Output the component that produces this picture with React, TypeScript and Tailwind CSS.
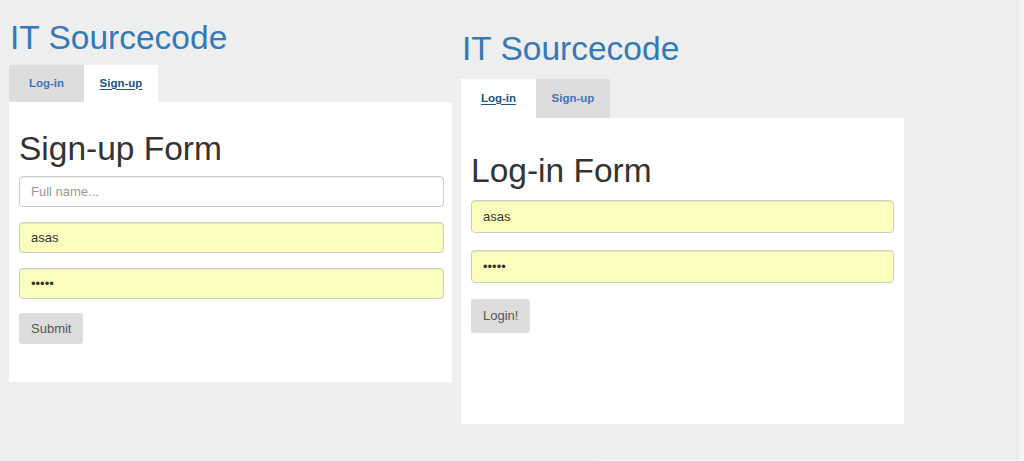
import React from 'react'

const font = { fontFamily: '"Liberation Sans", Arial, sans-serif' }

type TabProps = { label: string; active: boolean; w: string }

const Tab = ({ label, active, w }: TabProps) => (
  <div
    className={`flex h-full items-center justify-center text-[11.5px] font-bold ${w} ${
      active ? 'bg-white text-[#23527c] underline underline-offset-2' : 'bg-[#dddddd] text-[#3a78b5]'
    }`}
  >
    {label}
  </div>
)

const Field = ({
  placeholder,
  value,
  type = 'text',
  filled,
  h,
}: {
  placeholder?: string
  value?: string
  type?: string
  filled?: boolean
  h: string
}) => (
  <input
    readOnly
    type={type}
    placeholder={placeholder}
    value={value ?? ''}
    className={`block w-full rounded-[4px] border border-[#cccccc] pl-[11px] pr-3 text-[13px] text-[#333] shadow-[inset_0_1px_1px_rgba(0,0,0,0.075)] outline-none placeholder:text-[#999] ${h} ${
      filled ? 'bg-[#faffbd]' : 'bg-white'
    }`}
    style={font}
  />
)

function SignupColumn() {
  return (
    <div className="flex w-[443px] flex-col pt-[19px]">
      <h1 className="pl-px text-[33.5px] leading-[38px] text-[#337ab7]">IT Sourcecode</h1>
      <div className="mt-2 flex h-[37px]">
        <Tab label="Log-in" active={false} w="w-[75px]" />
        <Tab label="Sign-up" active w="w-[74px]" />
      </div>
      <div className="flex h-[280px] flex-col bg-white pl-[10px] pr-[8px] pt-[28px]">
        <h2 className="text-[33.5px] leading-[38px] text-[#333]">Sign-up Form</h2>
        <div className="mt-2 flex flex-col gap-[15px]">
          <Field placeholder="Full name..." h="h-[31px]" />
          <Field value="asas" filled h="h-[31px]" />
          <Field value="asasa" type="password" filled h="h-[31px]" />
        </div>
        <div className="mt-[14px]">
          <button className="h-[31px] rounded-[3px] bg-[#dddddd] px-3 text-[13px] text-[#555]">Submit</button>
        </div>
      </div>
    </div>
  )
}

function LoginColumn() {
  return (
    <div className="flex w-[443px] flex-col pt-[30px]">
      <h1 className="pl-px text-[33.5px] leading-[38px] text-[#337ab7]">IT Sourcecode</h1>
      <div className="mt-[11px] flex h-[39px]">
        <Tab label="Log-in" active w="w-[75px]" />
        <Tab label="Sign-up" active={false} w="w-[74px]" />
      </div>
      <div className="flex h-[306px] flex-col bg-white pl-[10px] pr-[10px] pt-[33px]">
        <h2 className="text-[33.5px] leading-[40px] text-[#333]">Log-in Form</h2>
        <div className="mt-[9px] flex flex-col gap-[17px]">
          <Field value="asas" filled h="h-[33px]" />
          <Field value="asasa" type="password" filled h="h-[33px]" />
        </div>
        <div className="mt-[16px]">
          <button className="h-[34px] rounded-[3px] bg-[#dddddd] px-3 text-[13px] text-[#555]">Login!</button>
        </div>
      </div>
    </div>
  )
}

export default function App() {
  return (
    <div className="flex h-[461px] w-full flex-col bg-[#eeeeee]" style={font}>
      <div className="flex h-[460px]">
        <div className="flex flex-1 gap-[9px] pl-[9px]">
          <SignupColumn />
          <LoginColumn />
        </div>
        <div className="w-[7px] border-l border-[#e2e2e2] bg-[#f4f4f4]" />
      </div>
      <div className="flex h-px">
        <div className="w-[595px]" />
        <div className="flex-1 bg-[#f7f7f7]" />
      </div>
    </div>
  )
}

★ ★ ★

Repeat the lines of the listing above verbatim, beginning at its first line and ending at the line containing "string; active: boolean;", which is included. Omit pictures.

Output the component that produces this picture with React, TypeScript and Tailwind CSS.
import React from 'react'

const font = { fontFamily: '"Liberation Sans", Arial, sans-serif' }

type TabProps = { label: string; active: boolean; w: string }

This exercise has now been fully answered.